Syarat-syarat hakamain “juru damai” adalah :
1. laki-laki
2. adil
3. cukup mengetahui informasi permasalahan keluarga yang didamaikan
4. berakal
5. muslim
sedangkan hukum mengangkat hakamain “juru damai” adalah wajib, sebab pengutusan juru damai itu dalam rangka membasmi kelaliman antara suami istri, yang merupakan kewajiban umum pemerintah, dalam hal Hakim Pengadilan Agama.
Tugas juru damai (hakamain) adalah untuk menetapkan status perkawinan suami dan istri yang syiqaq, apakah hubungan perkawinannya itu akan tetap berlangsung atau tidak? Sebab, apabila dipandang masih ada kemungkinan jalan lain untuk mengatasi mudarat yang mungkin akan timbul akibat syiqaq tersebut selain melalui talak atau perceraian, maka salah satu cara menyelesaikan perselisahan keluarga tersebut dengan mengajukan pasangan suami istri ke pengadilan agama dengan didampingi kedua juru damai (hakamain) dimana Hakim Pengadilan Agama dan hakamain menasihati suami istri agar tidak mengulangi sikap dan Tindakan yang dapat menimbulkan perselisihan baru, sebab pasangan suami istri yang mengalami syiqaq tidak selamnya depat diselesaikan tanpa perceraian.[9]
Apabila dalam kasus syiqaq ini keduanya tidak dapat berdamai maka jalan yang terbaik adalah dengan menceraikan keduanya, dan kedudukan cerai oleh sebab kasus syiqaq adalah bersifat ba’in, yaitu pernikahan yang putus secara penuh dan tidak memungkinkan untuk kembali lagi kecuali dengan mengadakan akad dan maskawin baru tanpa harus dinikahi oleh pria lain sebelumnya .[10]

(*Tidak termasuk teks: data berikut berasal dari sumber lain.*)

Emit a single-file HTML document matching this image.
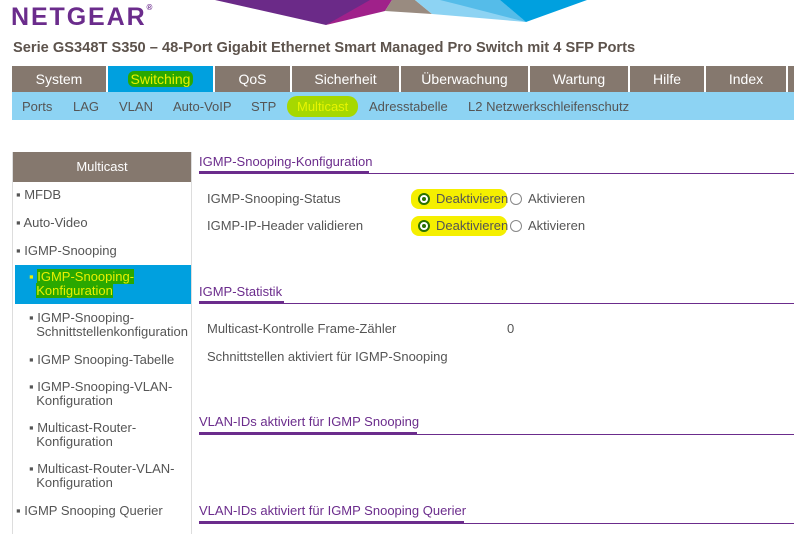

C. pengertian, dasar hukum, dan akibat dari Li’an
pengertian Li’an atau Mula’anah adalah kata dasar(Masdar) yang bermakna melaknat. Kata Li’an mengikuti pola (wazan) yang secara umum menunjukkan perbuatan yang berasal dari dua arah. Sehingga makna li’an dalam Bahasa arab adalah saling melaknat antara dua orang. Menurut ulama Syariat, li’an adalah persaksian-persaksian yang ditegaskan dengan sumpah dengan menyebut nama Allah, diiringi kalimat laknat dan kalimat kemurkaan.[11]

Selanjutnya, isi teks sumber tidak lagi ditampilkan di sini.